What this task involves: Your output is the lines from the first one to the one containing "FaTimes, FaReply, FaShare", repeated exactly, with images left out.

:: Data provided ::

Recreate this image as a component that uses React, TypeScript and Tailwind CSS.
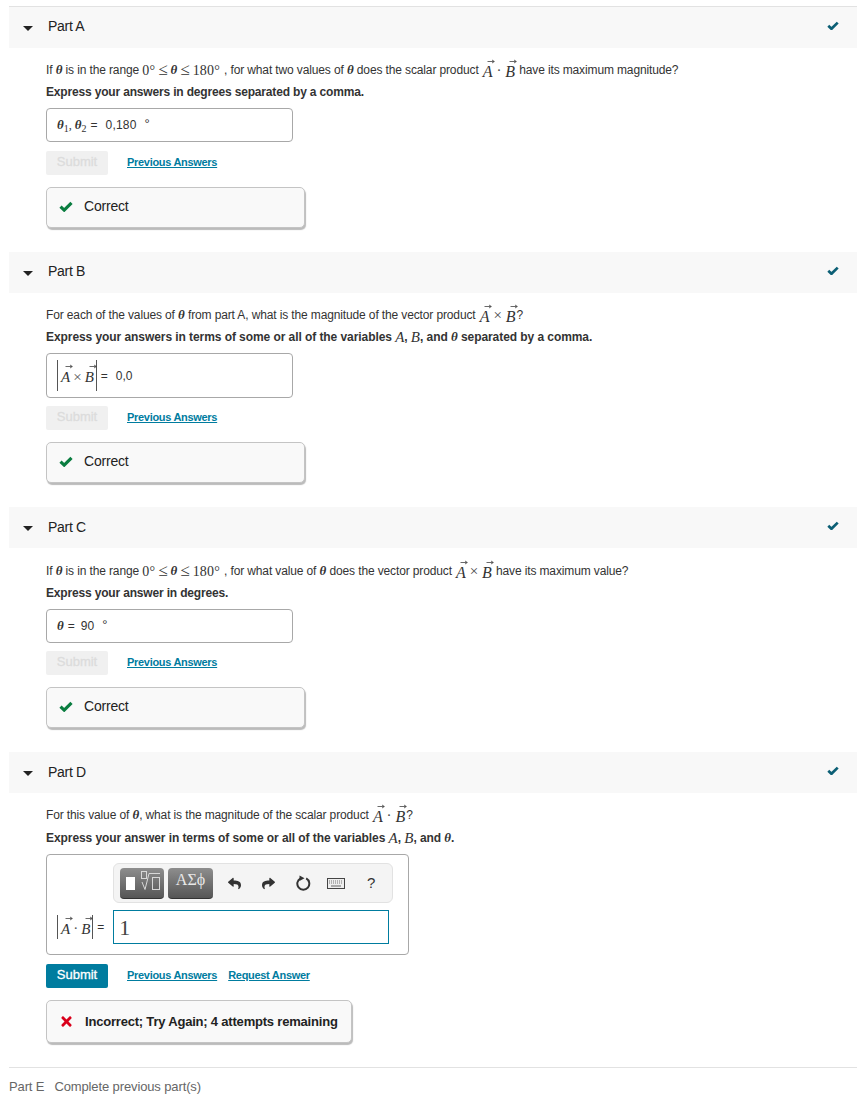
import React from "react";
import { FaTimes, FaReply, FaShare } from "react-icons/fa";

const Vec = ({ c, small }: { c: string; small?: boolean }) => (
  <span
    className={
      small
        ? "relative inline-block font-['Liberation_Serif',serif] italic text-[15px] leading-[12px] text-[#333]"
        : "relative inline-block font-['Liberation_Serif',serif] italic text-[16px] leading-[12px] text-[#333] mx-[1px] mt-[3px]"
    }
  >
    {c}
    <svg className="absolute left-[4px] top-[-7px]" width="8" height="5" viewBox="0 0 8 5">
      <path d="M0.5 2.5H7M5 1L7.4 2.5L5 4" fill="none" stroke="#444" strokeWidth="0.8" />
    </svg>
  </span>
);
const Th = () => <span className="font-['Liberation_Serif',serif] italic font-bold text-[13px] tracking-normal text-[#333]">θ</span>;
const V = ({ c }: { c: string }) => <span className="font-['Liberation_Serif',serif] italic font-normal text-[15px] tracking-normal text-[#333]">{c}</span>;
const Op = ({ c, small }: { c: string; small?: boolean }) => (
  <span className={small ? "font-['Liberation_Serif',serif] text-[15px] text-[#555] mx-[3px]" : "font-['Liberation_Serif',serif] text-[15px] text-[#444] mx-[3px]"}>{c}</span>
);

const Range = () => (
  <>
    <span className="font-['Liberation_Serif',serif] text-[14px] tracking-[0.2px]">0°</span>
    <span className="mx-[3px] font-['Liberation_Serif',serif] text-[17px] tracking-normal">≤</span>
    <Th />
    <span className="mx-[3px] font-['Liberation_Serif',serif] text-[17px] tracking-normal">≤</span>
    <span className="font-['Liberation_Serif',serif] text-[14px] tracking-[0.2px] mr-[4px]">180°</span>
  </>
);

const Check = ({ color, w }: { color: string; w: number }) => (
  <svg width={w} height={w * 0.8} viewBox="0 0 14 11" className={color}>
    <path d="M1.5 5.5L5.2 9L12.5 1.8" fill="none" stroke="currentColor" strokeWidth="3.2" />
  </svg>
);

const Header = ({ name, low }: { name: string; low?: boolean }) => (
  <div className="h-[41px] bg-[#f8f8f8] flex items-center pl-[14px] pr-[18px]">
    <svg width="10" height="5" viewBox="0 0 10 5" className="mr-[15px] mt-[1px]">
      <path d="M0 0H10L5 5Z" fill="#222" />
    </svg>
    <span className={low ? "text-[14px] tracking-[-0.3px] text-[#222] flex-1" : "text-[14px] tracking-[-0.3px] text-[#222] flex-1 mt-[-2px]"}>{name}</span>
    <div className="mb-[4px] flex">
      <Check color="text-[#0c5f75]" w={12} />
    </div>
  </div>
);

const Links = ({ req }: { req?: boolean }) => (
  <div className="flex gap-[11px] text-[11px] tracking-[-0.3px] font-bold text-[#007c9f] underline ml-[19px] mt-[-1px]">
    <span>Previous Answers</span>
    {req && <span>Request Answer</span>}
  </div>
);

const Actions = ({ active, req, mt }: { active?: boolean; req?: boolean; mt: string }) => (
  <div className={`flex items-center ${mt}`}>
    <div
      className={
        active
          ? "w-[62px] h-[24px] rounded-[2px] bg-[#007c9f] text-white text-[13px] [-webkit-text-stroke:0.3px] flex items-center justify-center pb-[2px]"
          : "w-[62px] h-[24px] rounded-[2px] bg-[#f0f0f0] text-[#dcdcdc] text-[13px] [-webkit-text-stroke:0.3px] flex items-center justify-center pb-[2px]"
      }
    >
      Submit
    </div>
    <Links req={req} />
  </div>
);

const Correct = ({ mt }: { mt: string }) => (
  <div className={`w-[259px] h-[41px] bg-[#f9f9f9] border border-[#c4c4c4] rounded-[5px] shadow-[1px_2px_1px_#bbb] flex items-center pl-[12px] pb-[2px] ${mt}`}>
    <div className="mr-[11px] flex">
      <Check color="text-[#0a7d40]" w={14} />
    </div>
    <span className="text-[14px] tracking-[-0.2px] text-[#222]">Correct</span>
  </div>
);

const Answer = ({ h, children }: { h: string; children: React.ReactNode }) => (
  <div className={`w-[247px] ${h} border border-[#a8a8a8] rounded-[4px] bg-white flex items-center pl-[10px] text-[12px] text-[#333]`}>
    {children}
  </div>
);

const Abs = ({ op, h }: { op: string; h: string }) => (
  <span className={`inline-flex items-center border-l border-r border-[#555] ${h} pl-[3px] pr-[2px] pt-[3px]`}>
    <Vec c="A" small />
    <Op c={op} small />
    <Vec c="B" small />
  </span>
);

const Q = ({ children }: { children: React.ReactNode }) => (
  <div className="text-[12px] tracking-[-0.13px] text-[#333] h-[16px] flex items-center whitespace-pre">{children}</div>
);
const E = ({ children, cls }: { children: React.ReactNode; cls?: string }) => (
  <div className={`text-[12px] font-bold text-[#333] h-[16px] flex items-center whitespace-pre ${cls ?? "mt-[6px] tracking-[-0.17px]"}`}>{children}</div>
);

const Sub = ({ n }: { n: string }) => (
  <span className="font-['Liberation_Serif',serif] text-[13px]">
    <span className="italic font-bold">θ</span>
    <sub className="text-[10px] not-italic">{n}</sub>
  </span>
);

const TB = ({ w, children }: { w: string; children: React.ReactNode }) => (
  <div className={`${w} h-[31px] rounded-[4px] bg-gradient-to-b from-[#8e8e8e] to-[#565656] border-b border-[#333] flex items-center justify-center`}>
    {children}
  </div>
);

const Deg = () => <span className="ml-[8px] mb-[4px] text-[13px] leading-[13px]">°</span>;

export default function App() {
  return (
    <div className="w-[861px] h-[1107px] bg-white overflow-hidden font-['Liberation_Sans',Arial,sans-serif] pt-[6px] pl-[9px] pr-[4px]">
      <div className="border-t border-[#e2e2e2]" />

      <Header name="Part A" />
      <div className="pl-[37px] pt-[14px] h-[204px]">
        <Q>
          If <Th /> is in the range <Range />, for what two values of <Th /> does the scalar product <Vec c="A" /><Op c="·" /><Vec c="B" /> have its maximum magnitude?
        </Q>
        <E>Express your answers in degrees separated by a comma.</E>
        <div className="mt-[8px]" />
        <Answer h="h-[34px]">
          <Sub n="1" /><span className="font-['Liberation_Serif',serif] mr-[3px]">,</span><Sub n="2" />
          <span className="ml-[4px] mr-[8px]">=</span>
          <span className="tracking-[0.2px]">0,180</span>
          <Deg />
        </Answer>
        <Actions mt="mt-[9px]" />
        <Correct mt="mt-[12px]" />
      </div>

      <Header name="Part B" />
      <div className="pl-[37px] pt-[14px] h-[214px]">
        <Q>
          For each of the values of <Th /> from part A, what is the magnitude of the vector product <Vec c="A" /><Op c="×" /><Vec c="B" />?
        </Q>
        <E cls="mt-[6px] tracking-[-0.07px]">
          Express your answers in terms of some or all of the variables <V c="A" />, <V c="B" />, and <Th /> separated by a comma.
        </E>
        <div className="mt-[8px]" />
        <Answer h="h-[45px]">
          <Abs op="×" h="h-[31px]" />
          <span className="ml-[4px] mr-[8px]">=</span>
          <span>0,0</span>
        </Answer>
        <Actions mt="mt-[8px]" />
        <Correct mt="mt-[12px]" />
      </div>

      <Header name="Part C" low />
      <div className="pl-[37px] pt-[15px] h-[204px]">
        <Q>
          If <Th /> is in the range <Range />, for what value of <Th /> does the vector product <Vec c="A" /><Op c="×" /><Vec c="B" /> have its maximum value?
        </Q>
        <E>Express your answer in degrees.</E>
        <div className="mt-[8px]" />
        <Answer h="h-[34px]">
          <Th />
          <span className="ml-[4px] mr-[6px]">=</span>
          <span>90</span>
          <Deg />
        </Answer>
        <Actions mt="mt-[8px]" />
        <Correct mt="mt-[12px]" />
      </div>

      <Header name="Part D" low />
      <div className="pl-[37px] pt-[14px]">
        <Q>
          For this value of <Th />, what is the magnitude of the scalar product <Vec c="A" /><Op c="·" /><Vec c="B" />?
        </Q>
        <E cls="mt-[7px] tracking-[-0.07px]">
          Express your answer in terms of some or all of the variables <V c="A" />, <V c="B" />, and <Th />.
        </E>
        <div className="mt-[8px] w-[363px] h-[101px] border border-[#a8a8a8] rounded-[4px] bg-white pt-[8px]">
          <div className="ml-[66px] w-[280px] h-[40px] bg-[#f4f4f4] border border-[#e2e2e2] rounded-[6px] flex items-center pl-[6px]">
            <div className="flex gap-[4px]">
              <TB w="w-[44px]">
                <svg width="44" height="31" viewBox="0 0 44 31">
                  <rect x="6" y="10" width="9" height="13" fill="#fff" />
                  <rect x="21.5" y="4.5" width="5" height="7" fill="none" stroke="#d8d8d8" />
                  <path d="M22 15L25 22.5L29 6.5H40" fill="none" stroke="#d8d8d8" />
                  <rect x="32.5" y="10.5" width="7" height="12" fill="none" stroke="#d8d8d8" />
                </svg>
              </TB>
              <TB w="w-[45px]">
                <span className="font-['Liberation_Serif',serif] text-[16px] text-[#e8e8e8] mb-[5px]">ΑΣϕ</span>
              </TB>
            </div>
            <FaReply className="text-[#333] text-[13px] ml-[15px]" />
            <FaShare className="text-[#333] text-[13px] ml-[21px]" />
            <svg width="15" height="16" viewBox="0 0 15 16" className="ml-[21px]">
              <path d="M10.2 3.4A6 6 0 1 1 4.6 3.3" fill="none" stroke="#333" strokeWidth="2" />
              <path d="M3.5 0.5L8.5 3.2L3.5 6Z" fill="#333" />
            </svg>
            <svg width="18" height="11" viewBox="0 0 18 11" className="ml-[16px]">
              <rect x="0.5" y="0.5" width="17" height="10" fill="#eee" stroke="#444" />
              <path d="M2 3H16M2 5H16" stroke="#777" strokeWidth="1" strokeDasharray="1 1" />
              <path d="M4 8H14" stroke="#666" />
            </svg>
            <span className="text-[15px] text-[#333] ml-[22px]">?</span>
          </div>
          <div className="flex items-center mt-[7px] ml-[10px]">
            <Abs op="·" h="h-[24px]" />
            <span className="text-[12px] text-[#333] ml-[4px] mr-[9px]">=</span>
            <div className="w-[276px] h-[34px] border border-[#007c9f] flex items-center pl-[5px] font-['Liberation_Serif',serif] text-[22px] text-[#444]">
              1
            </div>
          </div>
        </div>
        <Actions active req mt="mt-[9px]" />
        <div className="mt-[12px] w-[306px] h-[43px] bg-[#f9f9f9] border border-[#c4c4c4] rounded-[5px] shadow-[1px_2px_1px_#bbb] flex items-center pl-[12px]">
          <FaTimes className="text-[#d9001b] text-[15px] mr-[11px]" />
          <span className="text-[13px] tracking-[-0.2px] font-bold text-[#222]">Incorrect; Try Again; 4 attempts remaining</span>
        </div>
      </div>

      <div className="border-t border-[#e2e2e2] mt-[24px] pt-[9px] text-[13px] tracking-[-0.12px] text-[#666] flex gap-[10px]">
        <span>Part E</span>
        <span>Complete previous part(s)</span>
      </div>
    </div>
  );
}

:::

Solution:
Recreate this image as a component that uses React, TypeScript and Tailwind CSS.
import React from "react";
import { FaTimes, FaReply, FaShare } from "react-icons/fa";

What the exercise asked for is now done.